On ‘caring against’: A feminist, political and spatial account of how care builds and sustains resistance
研究关怀在催化与维持对冷漠组织的抵抗中的政治作用,通过酒店业工会化工人的定性研究,提出‘对抗性关怀’概念,包含塑造冷漠、吸收关怀、间隙政治化和强化反抗四种实践。
Although an ethics of care is increasingly recognised as offering an alternative set of values and practices to organizations significantly shaped by neoliberal and patriarchal norms, its proponents have yet to contend with how care can help overcome the hostile contexts within which it usually operates. This study explores the political role of care in catalysing and sustaining resistance to careless organizations. In doing so it theorises the concept of caring against, enriching understanding of how care can be a means and an end, building and enhancing resistance to achieve caring outcomes. We approach this challenge as a tangible and material one – practices of care enacted by and between bodies that build and sustain resistance in work, home, social and transit spaces. Conceptually, we draw on feminist organization studies accounts of care and space, further deepening insight into their embodied dimensions through the theory of Sara Ahmed. Empirically, we build the concept of caring against through a qualitative study of hospitality workers who unionised and organized for strike action, allowing insight into mobilisations with and for care in an industry where patriarchal norms are dominant and abuse of women workers commonplace.
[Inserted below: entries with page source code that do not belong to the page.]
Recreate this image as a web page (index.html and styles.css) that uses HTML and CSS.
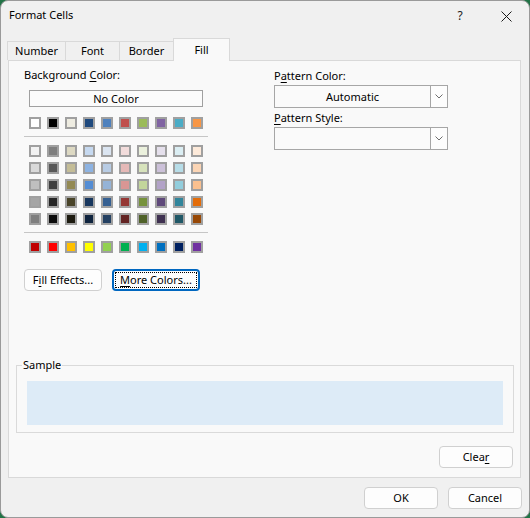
FILE: index.html
```html
<!DOCTYPE html>
<html>
<head>
<meta charset="utf-8">
<link rel="stylesheet" href="styles.css">
</head>
<body>
<div class="dialog">
  <div class="titlebar">
    <div class="title">Format Cells</div>
    <div class="tb-btn help">?</div>
    <div class="tb-btn close">
      <svg width="11" height="11" viewBox="0 0 11 11"><path d="M0.5 0.5 L10.5 10.5 M10.5 0.5 L0.5 10.5" stroke="#1a1a1a" stroke-width="1" fill="none"/></svg>
    </div>
  </div>
  <div class="tabs">
    <div class="tab tab-number">Number</div>
    <div class="tab tab-font">Font</div>
    <div class="tab tab-border">Border</div>
    <div class="tab tab-fill active">Fill</div>
  </div>
  <div class="panel">
    <div class="top">
      <div class="left">
        <div class="label">Background <u>C</u>olor:</div>
        <div class="nocolor">No Color</div>
        <div class="swatches first">
          <span class="sw" style="background:#FFFFFF"></span>
          <span class="sw" style="background:#000000"></span>
          <span class="sw" style="background:#EEECE1"></span>
          <span class="sw" style="background:#1F497D"></span>
          <span class="sw" style="background:#4F81BD"></span>
          <span class="sw" style="background:#C0504D"></span>
          <span class="sw" style="background:#9BBB59"></span>
          <span class="sw" style="background:#8064A2"></span>
          <span class="sw" style="background:#4BACC6"></span>
          <span class="sw" style="background:#F79646"></span>
        </div>
        <div class="sep"></div>
        <div class="theme-grid">
          <span class="sw" style="background:#F2F2F2"></span>
          <span class="sw" style="background:#7F7F7F"></span>
          <span class="sw" style="background:#DDD9C3"></span>
          <span class="sw" style="background:#C6D9F0"></span>
          <span class="sw" style="background:#DBE5F1"></span>
          <span class="sw" style="background:#F2DCDB"></span>
          <span class="sw" style="background:#EBF1DD"></span>
          <span class="sw" style="background:#E5E0EC"></span>
          <span class="sw" style="background:#DBEEF3"></span>
          <span class="sw" style="background:#FDEADA"></span>

          <span class="sw" style="background:#D9D9D9"></span>
          <span class="sw" style="background:#595959"></span>
          <span class="sw" style="background:#C4BD97"></span>
          <span class="sw" style="background:#8DB3E2"></span>
          <span class="sw" style="background:#B8CCE4"></span>
          <span class="sw" style="background:#E5B9B7"></span>
          <span class="sw" style="background:#D7E3BC"></span>
          <span class="sw" style="background:#CCC1D9"></span>
          <span class="sw" style="background:#B7DDE8"></span>
          <span class="sw" style="background:#FBD5B5"></span>

          <span class="sw" style="background:#BFBFBF"></span>
          <span class="sw" style="background:#3F3F3F"></span>
          <span class="sw" style="background:#938953"></span>
          <span class="sw" style="background:#548DD4"></span>
          <span class="sw" style="background:#95B3D7"></span>
          <span class="sw" style="background:#D99694"></span>
          <span class="sw" style="background:#C3D69B"></span>
          <span class="sw" style="background:#B2A2C7"></span>
          <span class="sw" style="background:#92CDDC"></span>
          <span class="sw" style="background:#FAC08F"></span>

          <span class="sw" style="background:#A5A5A5"></span>
          <span class="sw" style="background:#262626"></span>
          <span class="sw" style="background:#494429"></span>
          <span class="sw" style="background:#17365D"></span>
          <span class="sw" style="background:#366092"></span>
          <span class="sw" style="background:#953734"></span>
          <span class="sw" style="background:#76923C"></span>
          <span class="sw" style="background:#5F497A"></span>
          <span class="sw" style="background:#31859B"></span>
          <span class="sw" style="background:#E36C09"></span>

          <span class="sw" style="background:#7F7F7F"></span>
          <span class="sw" style="background:#0C0C0C"></span>
          <span class="sw" style="background:#1D1B10"></span>
          <span class="sw" style="background:#0F243E"></span>
          <span class="sw" style="background:#244061"></span>
          <span class="sw" style="background:#632423"></span>
          <span class="sw" style="background:#4F6128"></span>
          <span class="sw" style="background:#3F3151"></span>
          <span class="sw" style="background:#205867"></span>
          <span class="sw" style="background:#974806"></span>
        </div>
        <div class="sep"></div>
        <div class="swatches standard">
          <span class="sw" style="background:#C00000"></span>
          <span class="sw" style="background:#FF0000"></span>
          <span class="sw" style="background:#FFC000"></span>
          <span class="sw" style="background:#FFFF00"></span>
          <span class="sw" style="background:#92D050"></span>
          <span class="sw" style="background:#00B050"></span>
          <span class="sw" style="background:#00B0F0"></span>
          <span class="sw" style="background:#0070C0"></span>
          <span class="sw" style="background:#002060"></span>
          <span class="sw" style="background:#7030A0"></span>
        </div>
        <div class="btn-row">
          <button class="btn fill-effects">F<u>i</u>ll Effects...</button>
          <button class="btn more-colors"><span class="focus"><u>M</u>ore Colors...</span></button>
        </div>
      </div>
      <div class="right">
        <div class="label label-pc">P<u>a</u>ttern Color:</div>
        <div class="combo">
          <div class="combo-text">Automatic</div>
          <div class="combo-arrow"><svg width="8" height="5" viewBox="0 0 8 5"><path d="M0.5 0.5 L4 4 L7.5 0.5" stroke="#6e6e6e" stroke-width="1" fill="none"/></svg></div>
        </div>
        <div class="label label-ps"><u>P</u>attern Style:</div>
        <div class="combo">
          <div class="combo-text"></div>
          <div class="combo-arrow"><svg width="8" height="5" viewBox="0 0 8 5"><path d="M0.5 0.5 L4 4 L7.5 0.5" stroke="#6e6e6e" stroke-width="1" fill="none"/></svg></div>
        </div>
      </div>
    </div>
    <fieldset class="sample">
      <legend>Sample</legend>
      <div class="sample-area"></div>
    </fieldset>
    <div class="clear-row">
      <button class="btn clear">Clea<u>r</u></button>
    </div>
  </div>
  <div class="footer">
    <button class="btn">OK</button>
    <button class="btn">Cancel</button>
  </div>
</div>
</body>
</html>
```

FILE: styles.css
```css
html, body {
  margin: 0;
  padding: 0;
}

body {
  background: #217346;
  font-family: "Noto Sans", "DejaVu Sans", sans-serif;
  font-size: 11px;
  line-height: 16px;
  color: #000;
}

u {
  text-decoration: underline;
  text-underline-offset: 2px;
}

.dialog {
  width: 530px;
  height: 518px;
  box-sizing: border-box;
  background: #f0f0f0;
  border: 1px solid #9a9a9a;
  border-radius: 8px;
  overflow: hidden;
}

/* title bar */
.titlebar {
  display: flex;
  height: 37px;
}

.title {
  flex: 1;
  padding: 6px 0 0 8px;
  font-size: 11px;
}

.tb-btn {
  width: 46px;
  height: 30px;
  display: flex;
  align-items: center;
  justify-content: center;
}

.help {
  font-size: 12px;
  color: #1a1a1a;
}

/* tabs */
.tabs {
  display: flex;
  align-items: flex-end;
  height: 22px;
  padding-left: 6px;
}

.tab {
  box-sizing: border-box;
  height: 19px;
  border: 1px solid #d9d9d9;
  border-bottom: none;
  background: #f0f0f0;
  text-align: center;
  padding-top: 1px;
  margin-left: -1px;
}

.tab-number { width: 59px; margin-left: 0; }
.tab-font { width: 55px; }
.tab-border { width: 55px; }
.tab-fill { width: 57px; }

.tab.active {
  height: 23px;
  margin-bottom: -1px;
  padding-top: 3px;
  background: #f9f9f9;
  position: relative;
  z-index: 1;
}

/* panel */
.panel {
  box-sizing: border-box;
  width: 513px;
  height: 418px;
  margin-left: 7px;
  border: 1px solid #d9d9d9;
  background: #f9f9f9;
  padding: 0 6px 0 7px;
}

.top {
  display: flex;
  margin-left: 8px;
}

.left {
  width: 184px;
  padding-top: 6px;
}

.right {
  margin-left: 66px;
  width: 174px;
  padding-top: 7px;
}

.label {
  height: 16px;
}

.nocolor {
  box-sizing: border-box;
  width: 174px;
  height: 17px;
  margin: 7px 0 0 5px;
  border: 1px solid #a0a0a0;
  background: #fbfbfb;
  text-align: center;
  line-height: 15px;
}

.swatches {
  display: flex;
  gap: 6px;
  margin-left: 5px;
}

.swatches.first {
  margin-top: 10px;
}

.swatches.standard {
  margin-top: 8px;
}

.theme-grid {
  display: grid;
  grid-template-columns: repeat(10, 12px);
  column-gap: 6px;
  row-gap: 5px;
  margin: 8px 0 0 5px;
}

.sw {
  display: block;
  width: 12px;
  height: 12px;
  box-sizing: border-box;
  border: 2px solid #a0a0a0;
}

.sep {
  height: 1px;
  background: #c6c6c6;
  margin-top: 7px;
}

.btn-row {
  display: flex;
  gap: 10px;
  margin-top: 16px;
}

.btn {
  font-family: inherit;
  font-size: 11px;
  line-height: 16px;
  color: #000;
  height: 22px;
  box-sizing: border-box;
  padding: 0;
  border: 1px solid #d0d0d0;
  border-radius: 4px;
  background: #fdfdfd;
  width: 74px;
}

.fill-effects {
  width: 78px;
}

.more-colors {
  width: 88px;
  border: 2px solid #0067c0;
  padding: 1px;
  display: flex;
}

.more-colors .focus {
  flex: 1;
  border: 1px dotted #000;
  line-height: 14px;
}

/* combos */
.combo {
  display: flex;
  box-sizing: border-box;
  height: 23px;
  border: 1px solid #a6a6a6;
  background: #fafafa;
}

.combo-text {
  flex: 1;
  text-align: center;
  line-height: 21px;
}

.combo-arrow {
  width: 17px;
  box-sizing: border-box;
  border-left: 1px solid #a6a6a6;
  background: #fdfdfd;
  display: flex;
  align-items: center;
  justify-content: center;
}

.label-pc {
  margin-bottom: 1px;
}

.label-ps {
  margin-top: 2px;
  margin-bottom: 1px;
}

/* sample */
.sample {
  margin: 66px 0 0 0;
  padding: 8px 10px 7px 10px;
  border: 1px solid #dadada;
  min-width: 0;
}

.sample legend {
  padding: 0 1px;
  margin-left: -5px;
  line-height: 16px;
}

.sample-area {
  height: 44px;
  background: #ddebf7;
}

.clear-row {
  display: flex;
  justify-content: flex-end;
  margin-top: 13px;
  padding-right: 1px;
}

/* footer */
.footer {
  display: flex;
  justify-content: flex-end;
  gap: 10px;
  margin-top: 9px;
  padding-right: 7px;
}
```
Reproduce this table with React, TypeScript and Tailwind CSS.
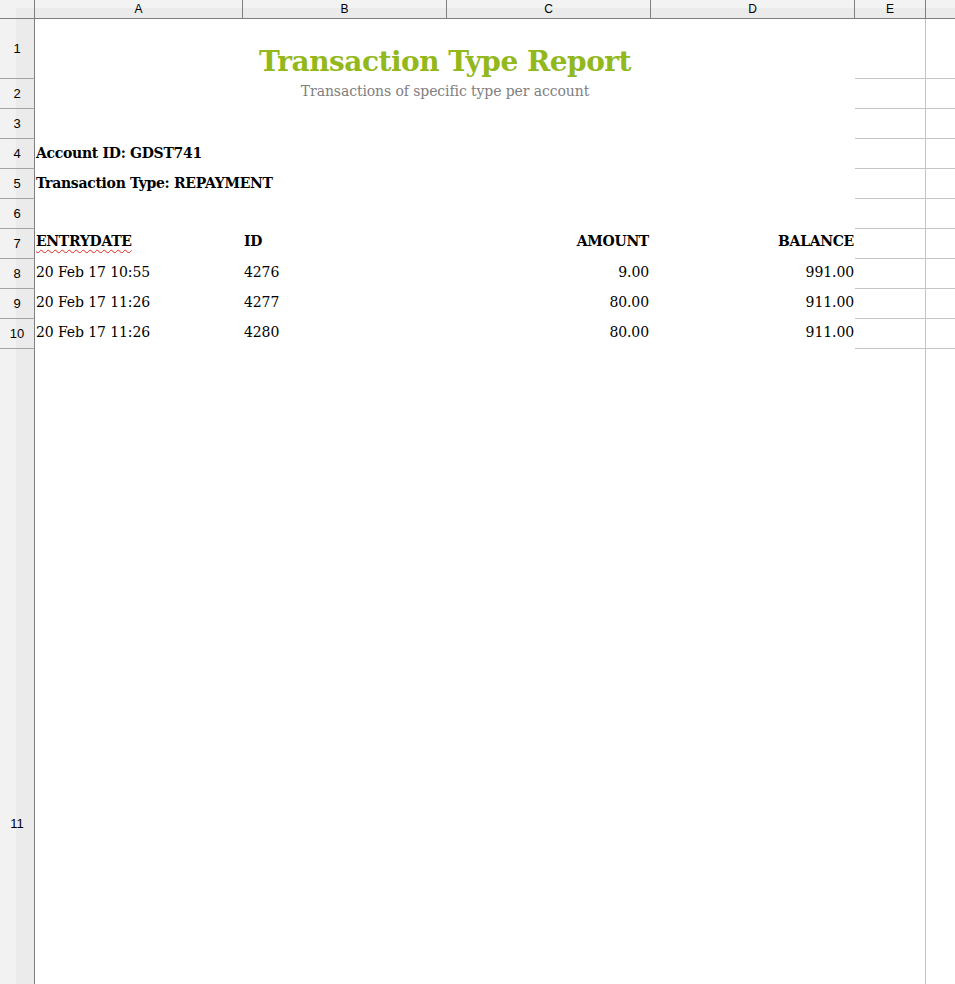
const serif = "font-['DejaVu_Serif','Liberation_Serif',serif]";
const sans = "font-['Liberation_Sans',Arial,sans-serif]";

const columns = [
  { label: "A", width: "w-[208px]" },
  { label: "B", width: "w-[204px]" },
  { label: "C", width: "w-[204px]" },
  { label: "D", width: "w-[204px]" },
  { label: "E", width: "w-[71px]" },
];

const transactions = [
  { date: "20 Feb 17 10:55", id: "4276", amount: "9.00", balance: "991.00" },
  { date: "20 Feb 17 11:26", id: "4277", amount: "80.00", balance: "911.00" },
  { date: "20 Feb 17 11:26", id: "4280", amount: "80.00", balance: "911.00" },
];

// one spreadsheet row: row header, merged A-D area, then empty E and F cells
const Row = ({
  num,
  height,
  children,
}: {
  num: number;
  height: string;
  children?: React.ReactNode;
}) => (
  <div className={`flex ${height}`}>
    <div
      className={`w-[35px] shrink-0 flex items-center justify-center pt-[1px] border-b border-r border-b-[#a3a3a3] border-r-[#7f7f7f] bg-[linear-gradient(90deg,#f2f2f2_16px,#ebebeb_16px)] text-[13px] text-black ${sans}`}
    >
      {num}
    </div>
    <div className={`w-[820px] shrink-0 bg-white text-black ${serif}`}>{children}</div>
    <div className="w-[71px] shrink-0 border-b border-r border-[#c4c4c4] bg-white" />
    <div className="flex-1 border-b border-[#c4c4c4] bg-white" />
  </div>
);

export default function App() {
  return (
    <div className="h-[984px] w-[955px] overflow-hidden bg-white">
      {/* column headers */}
      <div className={`flex h-[19px] border-b border-[#7f7f7f] text-[12px] text-black ${sans}`}>
        <div className="w-[35px] shrink-0 border-r border-[#7f7f7f] bg-[linear-gradient(90deg,#f2f2f2_16px,#ebebeb_16px)]">
          <div className="h-[8px] bg-[#f2f2f2]" />
        </div>
        {columns.map((c) => (
          <div
            key={c.label}
            className={`${c.width} shrink-0 flex items-center justify-center border-r border-[#808080] bg-[linear-gradient(#f3f3f3_45%,#ebebeb_45%)]`}
          >
            {c.label}
          </div>
        ))}
        <div className="flex-1 bg-[linear-gradient(#f3f3f3_45%,#ebebeb_45%)]" />
      </div>

      <Row num={1} height="h-[60px]">
        <div className="flex h-full items-end justify-center pb-[3px]">
          <span className="text-[28px] leading-none font-bold text-[#93b81c] tracking-[-0.5px]">
            Transaction Type Report
          </span>
        </div>
      </Row>
      <Row num={2} height="h-[30px]">
        <div className="flex h-full items-start justify-center pt-[2px]">
          <span className="text-[14px] text-[#808080] tracking-[-0.1px]">
            Transactions of specific type per account
          </span>
        </div>
      </Row>
      <Row num={3} height="h-[30px]" />
      <Row num={4} height="h-[30px]">
        <div className="flex h-full items-center pl-[1px] pb-[2px] text-[14px] font-bold tracking-[-0.3px]">
          Account ID: GDST741
        </div>
      </Row>
      <Row num={5} height="h-[30px]">
        <div className="flex h-full items-center pl-[1px] pb-[2px] text-[14px] font-bold tracking-[-0.3px]">
          Transaction Type: REPAYMENT
        </div>
      </Row>
      <Row num={6} height="h-[30px]" />
      <Row num={7} height="h-[30px]">
        <div className="flex h-full items-center pb-[6px] text-[14px] font-bold tracking-[-0.3px]">
          <div className="w-[208px] pl-[1px]">
            <span className="underline decoration-wavy decoration-[#e0241a] decoration-1 underline-offset-[3px]">
              ENTRYDATE
            </span>
          </div>
          <div className="w-[204px] pl-[1px]">ID</div>
          <div className="w-[204px] pr-[2px] text-right">AMOUNT</div>
          <div className="w-[204px] pr-[1px] text-right">BALANCE</div>
        </div>
      </Row>
      {transactions.map((t, i) => (
        <Row key={t.id} num={8 + i} height="h-[30px]">
          <div className="flex h-full items-center pb-[4px] text-[14px] tracking-[-0.1px]">
            <div className="w-[208px] pl-[1px]">{t.date}</div>
            <div className="w-[204px] pl-[1px]">{t.id}</div>
            <div className="w-[204px] pr-[2px] text-right">{t.amount}</div>
            <div className="w-[204px] pr-[1px] text-right">{t.balance}</div>
          </div>
        </Row>
      ))}
      <Row num={11} height="h-[949px]" />
    </div>
  );
}
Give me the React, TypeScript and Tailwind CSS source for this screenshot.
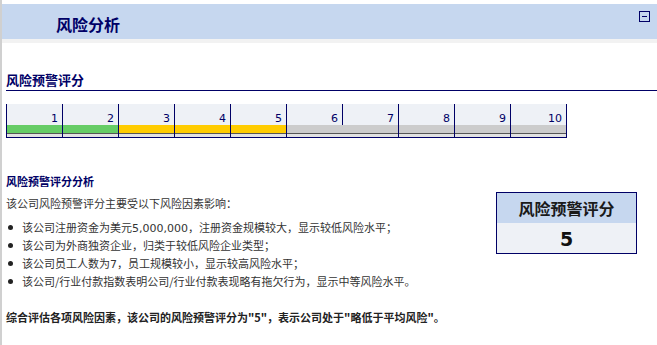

We posit the caring against concept as comprising four practices that deploy care to engender and, subsequently, sustain resistance: shaping carelessness, absorbing care, interstitial politicising and fortifying defiance. The study enables future theorisation of care within organization studies as an active, political force which does not merely survive carelessness but holds the capacity for mobilising organizational alternatives that may challenge it.